Though many may nod at this idea, Cummins finds the greatest problem is 'to break down the pigeonholes that exist. Big developers have somebody who deals with planning, who is completely different from the marketing department.'

Breaking down these barriers is worthwhile but must be frustrating.

How nice then to work on projects where the imagination can be given relatively free rein, and the negotiations are less complex. One of these was Pod's relatively early project with portrait photographer Steve Pyke.

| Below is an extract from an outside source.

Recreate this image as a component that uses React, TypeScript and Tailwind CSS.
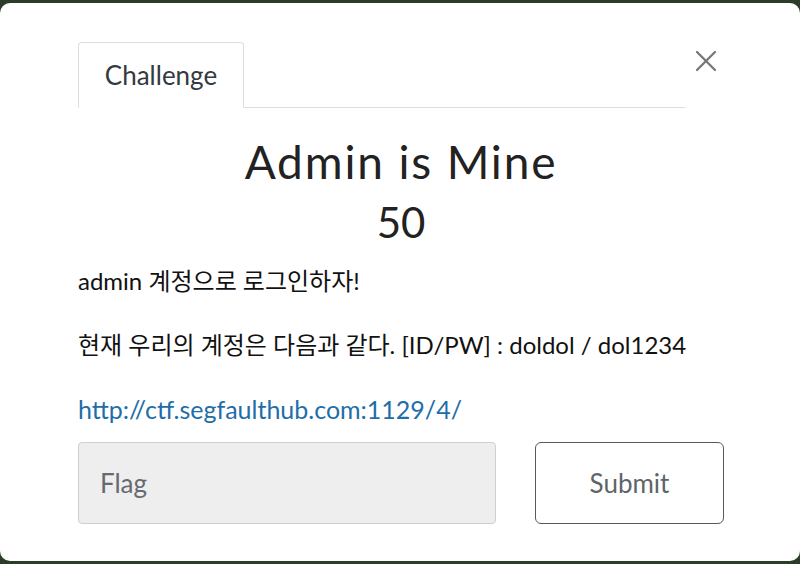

Pod gave him a virtual exhibition at the National Portrait Gallery. Having filmed the building Pod then replaced the existing pictures with Pyke's photographs, and peopled the gallery with some of the other subjects. It created banners outside the gallery - and then realised there was a danger people would be fooled into thinking this was a real, not a virtual, exhibition. It backtracked by making the entrance to the site through a rainbowcoloured airship floating above Cummins' home town of Hastings.

Other projects include a concept for Virgin Clothing & Cosmetics to persuade US stores to give the company space using little robots full of make-up brushes whizzing about; and developing a new concept in bars for Bass. The link in Pod's diverse portfolio is making technology serve communication instead of using it as a substitute, as is too often the case.